A Gamewell Co. “indicator unit” and “code-wheel transmitter” was also installed in the downtown firehouse. Once an alarm box signal was received, the indicator box used the signal in different ways. First, it rang the attached 14-inch brass bell in a timed pattern. Second, this signal was decoded and the specific alarm box number was displayed clearly on the front of the indicator unit. Lastly, the decoded signal was sent to a “Paper Tape” unit to record the code number. Firefighters arriving at the fire hall after the bell had stopped, only had to look at the indicator, check the number, and rush off to the location of the fire.
Without telephone or radio to inform the volunteer firefighters of the location of the fire, only the firefighters at the fire station knew of the location. The fire bell at the Bell Tower was thus used to sound the alarm all over town.
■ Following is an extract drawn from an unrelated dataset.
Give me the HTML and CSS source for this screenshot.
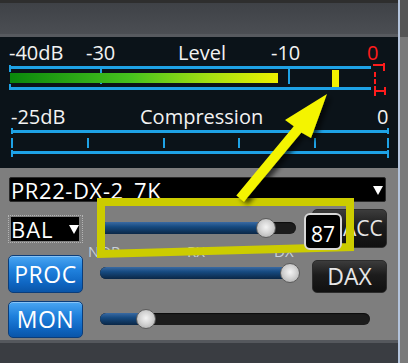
FILE: index.html
```html
<!DOCTYPE html>
<html>
<head>
<meta charset="utf-8">
<link rel="stylesheet" href="styles.css">
</head>
<body>
<div class="app">
  <div class="main">
    <div class="header"></div>
    <div class="meters">
      <div class="labels lvl-labels">
        <span>-40dB</span><span>-30</span><span>Level</span><span>-10</span><span class="red">0</span>
      </div>
      <svg class="scale" width="398" height="40" viewBox="0 63 398 40">
        <defs>
          <linearGradient id="lvlg" x1="0" x2="1" y1="0" y2="0">
            <stop offset="0" stop-color="#0a870c"/>
            <stop offset="0.45" stop-color="#46c21e"/>
            <stop offset="0.75" stop-color="#a6e012"/>
            <stop offset="1" stop-color="#ecf000"/>
          </linearGradient>
        </defs>
        <g fill="#1ea2e6">
          <rect x="9" y="66" width="362" height="3"/>
          <rect x="9" y="65" width="2" height="7"/>
          <rect x="100" y="69" width="2" height="15"/>
          <rect x="288" y="69" width="2" height="15"/>
          <rect x="9" y="87" width="362" height="3"/>
          <rect x="9" y="84" width="2" height="6"/>
        </g>
        <rect x="10" y="73" width="268" height="10" fill="url(#lvlg)"/>
        <rect x="332" y="70" width="7" height="17" fill="#f2f200"/>
        <g stroke="#ff1c1c" stroke-width="2" fill="none">
          <path d="M373 65 H384 M384 61 V71"/>
          <path d="M375 72 V77 M375 79 V84"/>
          <path d="M375 86 V96 M375 91 H385 M385 87 V95"/>
        </g>
      </svg>
      <div class="labels cmp-labels">
        <span>-25dB</span><span>Compression</span><span>0</span>
      </div>
      <svg class="scale" width="398" height="41" viewBox="0 127 398 41">
        <g fill="#1ea2e6">
          <rect x="11" y="130" width="378" height="3"/>
          <rect x="11" y="128" width="2" height="6"/>
          <rect x="387" y="128" width="2" height="6"/>
          <rect x="11" y="138" width="2" height="10"/>
          <rect x="87" y="138" width="2" height="10"/>
          <rect x="163" y="138" width="2" height="10"/>
          <rect x="238" y="138" width="2" height="10"/>
          <rect x="314" y="138" width="2" height="10"/>
          <rect x="387" y="138" width="2" height="10"/>
          <rect x="11" y="151" width="378" height="3"/>
          <rect x="11" y="150" width="2" height="7"/>
          <rect x="387" y="150" width="2" height="8"/>
        </g>
      </svg>
    </div>
    <div class="controls">
      <div class="preset">
        <span>PR22-DX-2_7K</span>
        <svg class="caret" width="10" height="10" viewBox="0 0 10 10"><polygon points="0,1 10,1 5,10" fill="#fff"/></svg>
      </div>
      <div class="grid">
        <div class="bal">
          <span>BAL</span>
          <svg class="caret" width="10" height="10" viewBox="0 0 10 10"><polygon points="0,1 10,1 5,10" fill="#fff"/></svg>
        </div>
        <div class="slider-cell s1">
          <div class="slider">
            <div class="track"><div class="fill" style="width:166px"></div></div>
            <div class="knob" style="left:156px"></div>
          </div>
          <div class="marks"><span>NOR</span><span>RX</span><span>DX</span></div>
        </div>
        <div class="btn dark acc">ACC</div>

        <div class="btn blue">PROC</div>
        <div class="slider-cell s2">
          <div class="slider">
            <div class="track"><div class="fill" style="width:190px"></div></div>
            <div class="knob" style="left:180px"></div>
          </div>
        </div>
        <div class="btn dark dax">DAX</div>

        <div class="btn blue mon">MON</div>
        <div class="slider-cell s3">
          <div class="slider">
            <div class="track"><div class="fill" style="width:46px"></div></div>
            <div class="knob" style="left:36px"></div>
          </div>
        </div>
      </div>
    </div>
    <div class="footer"></div>
  </div>
  <div class="edge"></div>
</div>

<svg class="annot" width="408" height="363" viewBox="0 0 408 363">
  <defs>
    <filter id="sh" x="-30%" y="-30%" width="160%" height="160%">
      <feDropShadow dx="4" dy="3" stdDeviation="2.5" flood-color="#000" flood-opacity="0.65"/>
    </filter>
  </defs>
  <path d="M101 202 H350 V247 L101 254 Z" fill="none" stroke="#cccc00" stroke-width="8" stroke-linejoin="miter"/>
  <polygon filter="url(#sh)" fill="#f4f400" points="327,94 311,138 301.4,132.6 243.9,201.8 236.3,195.4 293.8,126.2 285,120"/>
</svg>
<div class="value-pop">87</div>
</body>
</html>
```

FILE: styles.css
```css
* {
  box-sizing: border-box;
  margin: 0;
  padding: 0;
}

html,
body {
  width: 408px;
  height: 363px;
  overflow: hidden;
}

body {
  position: relative;
  background: #7e7e7e;
  font-family: "Open Sans", "Noto Sans", sans-serif;
  color: #fff;
}

.app {
  display: flex;
  height: 363px;
}

.main {
  width: 398px;
  display: flex;
  flex-direction: column;
}

.edge {
  width: 10px;
  background: linear-gradient(#555 0, #555 37px, #7a7a7a 37px);
  border-left: 2px solid #b4c4dc;
}

.header {
  height: 37px;
  border-top: 3px solid #2e2e2e;
  border-bottom: 3px solid #575a5f;
  background: linear-gradient(#3f4247, #4b4e53);
}

.meters {
  height: 131px;
  background: #0b1319;
  display: flex;
  flex-direction: column;
}

.labels {
  display: grid;
  font-size: 20px;
  line-height: 20px;
  color: #f2f2f2;
  white-space: nowrap;
}

.lvl-labels {
  height: 26px;
  padding: 6px 0 0 9px;
  grid-template-columns: 77px 92px 93px 96px auto;
}

.cmp-labels {
  height: 24px;
  padding: 4px 0 0 11px;
  grid-template-columns: 129px 237px auto;
}

.red {
  color: #ff1c1c;
}

.scale {
  display: block;
}

.controls {
  height: 172px;
  padding: 9px 11px 0 8px;
  display: flex;
  flex-direction: column;
}

.preset {
  margin-left: 1px;
  width: 377px;
  height: 25px;
  background: #000;
  border: 1px solid #2a2a2a;
  border-radius: 2px;
  display: flex;
  align-items: center;
  justify-content: space-between;
  padding: 0 2px 0 1px;
  font-size: 22px;
  line-height: 22px;
  letter-spacing: 0.6px;
}

.caret {
  display: block;
  flex: none;
}

.grid {
  margin-top: 7px;
  display: grid;
  grid-template-columns: 76px 196px 75px;
  grid-template-rows: 46px 46px 37px;
  column-gap: 16px;
  align-items: start;
}

.bal {
  margin-top: 6px;
  width: 75px;
  height: 28px;
  border: 1px dotted #b4b4b4;
  padding: 1px 3px 1px 2px;
  background: #000;
  background-clip: content-box;
  display: flex;
  align-items: center;
  justify-content: space-between;
  font-size: 22px;
  line-height: 22px;
  letter-spacing: 1px;
}

.slider-cell {
  position: relative;
}

.s1 {
  margin-top: 9px;
}

.s2 {
  margin-top: 8px;
}

.s3 {
  margin-top: 8px;
  grid-column: 2 / 4;
  width: 270px;
}

.slider {
  position: relative;
  height: 20px;
  display: flex;
  align-items: center;
}

.track {
  flex: 1;
  height: 12px;
  border-radius: 6px;
  background: #1c1c1c;
  overflow: hidden;
  box-shadow: inset 0 1px 1px rgba(0, 0, 0, 0.6);
}

.fill {
  height: 100%;
  background: linear-gradient(#3a6aa2, #164a80 40%, #0b2746);
}

.knob {
  position: absolute;
  top: 0;
  width: 20px;
  height: 20px;
  border-radius: 50%;
  border: 1px solid #5c5c5c;
  background: radial-gradient(circle at 50% 45%, #f4f4f4 0%, #d4d4d4 45%, #a4a4a4 100%);
}

.marks {
  margin-left: -12px;
  margin-top: 6px;
  display: grid;
  grid-template-columns: 99px 87px auto;
  font-size: 15px;
  line-height: 15px;
  color: #c8d0da;
}

.btn {
  display: flex;
  align-items: center;
  justify-content: center;
  border-radius: 5px;
  font-size: 23px;
  line-height: 23px;
}

.blue {
  width: 75px;
  height: 38px;
  color: #fff;
  letter-spacing: 0.5px;
  border: 1px solid #0b3d7a;
  background: linear-gradient(#4aa6f2 0%, #1f80dc 40%, #0f66c2 75%, #0a55a8 100%);
  box-shadow: inset 0 1px 0 rgba(255, 255, 255, 0.35);
}

.mon {
  height: 37px;
}

.dark {
  width: 75px;
  color: #e6e6e6;
  border: 1px solid #2c2c2c;
  background: linear-gradient(#3c3c3c 0%, #1c1c1c 45%, #101010 100%);
}

.acc {
  height: 39px;
  justify-content: flex-start;
  padding-left: 30px;
  font-size: 21px;
}

.dax {
  margin-top: 5px;
  height: 33px;
}

.footer {
  height: 23px;
  border-top: 3px solid #55585d;
  background: #3a3d42;
}

.annot {
  position: absolute;
  left: 0;
  top: 0;
  pointer-events: none;
}

.value-pop {
  position: absolute;
  left: 304px;
  top: 213px;
  width: 38px;
  height: 37px;
  border: 2px solid #d8d8d8;
  border-radius: 6px;
  background: #000;
  color: #fff;
  font-size: 21px;
  line-height: 21px;
  display: flex;
  align-items: center;
  justify-content: center;
  padding-top: 5px;
}
```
Using the number on the indicator, a Bell Ringer unit was used to transmit to the Bell Tower the coded location of the pull-box alarm. Selecting one of dozens of coin-shaped gears, each numbered corresponding to the alarm box numbers, and placing the gear in the bell ringer unit mechanism accomplished this. One would then select the number of times the bell ringer should cycle the coded signal, that is, whether it be a one, two, or three alarm fire.
Because this equipment was very primitive, wires having poor insulation, and that gears would often stick, a strange number sequence required some form of backup alarm verification. A Paper Tape unit (mechanical paper punch device) was used to record the decoded signal from the indicator unit.